Common Mistakes to Avoid

  • Ignoring handle span. Many calculators rely solely on height and boat beam, but handle span ensures the catch angles remain symmetrical. Always measure it rather than assuming manufacturer defaults.
  • Applying uniform settings across the crew. Sweep boats, especially eights, often benefit from micro-adjustments side to side. Bow pair might use slightly shorter oars to improve bladework in crosswinds.
  • Neglecting collar position after cutting shafts. When oars are trimmed, collars must move to preserve the same inboard ratio. Failing to do so defeats the purpose of the modification.
  • Overlooking seasonal water density. Winter training in cold water with summer-length oars can lead to overuse injuries due to heavier load.

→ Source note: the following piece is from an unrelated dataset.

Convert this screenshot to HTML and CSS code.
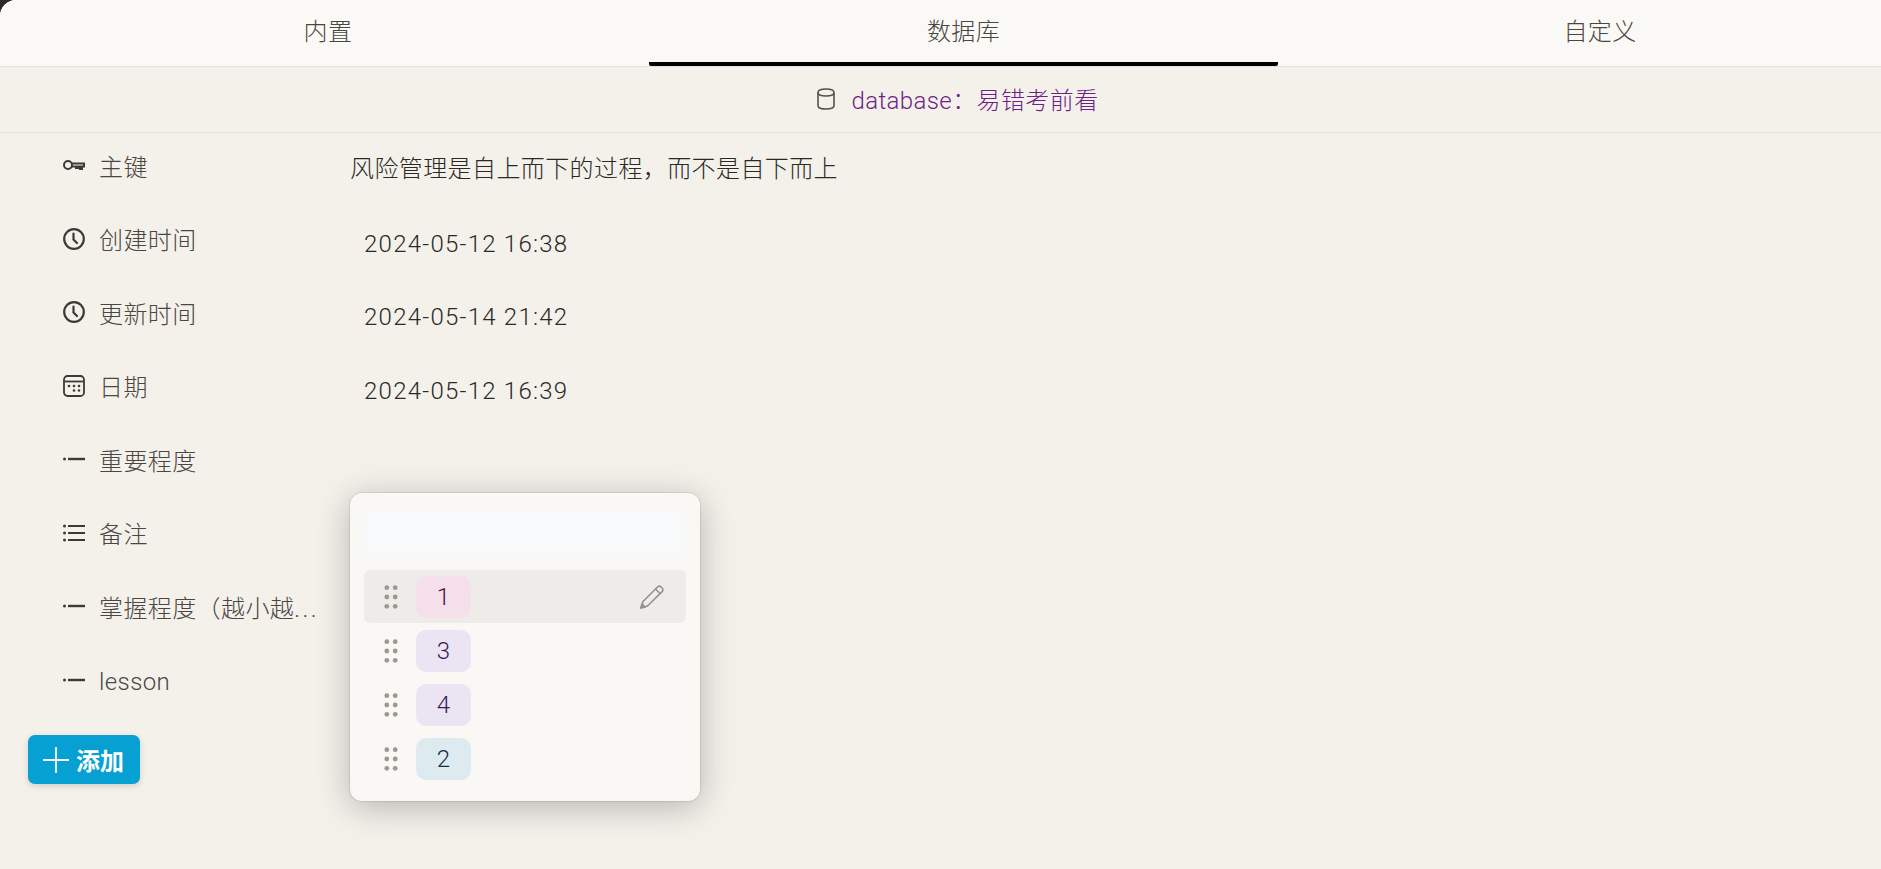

Integrating Data Logging and Future Innovations

Modern programs increasingly use inertial measurement units (IMUs) on oars to capture angular velocity and blade depth. By correlating those metrics with calculator outputs, coaches can calibrate coefficients for their specific athletes. For example, if the data shows an experienced lightweight sculler consistently under-rotating the blade with the recommended length, you may slightly reduce the beam coefficient in future calculations. Machine learning models trained on telemetry could soon predict optimal lengths dynamically based on wind, current, and crew fatigue. Until then, the structured approach above, reinforced by authoritative sources and precise measurements, remains the most reliable toolkit for calculating oar length.

Ultimately, oar length is a living parameter rather than a set-and-forget spec. Revisit it whenever rowers grow, lose flexibility, or shift competitive focus. Document changes, test thoroughly, and apply the insights from this guide to ensure your crews harness every centimeter of leverage available.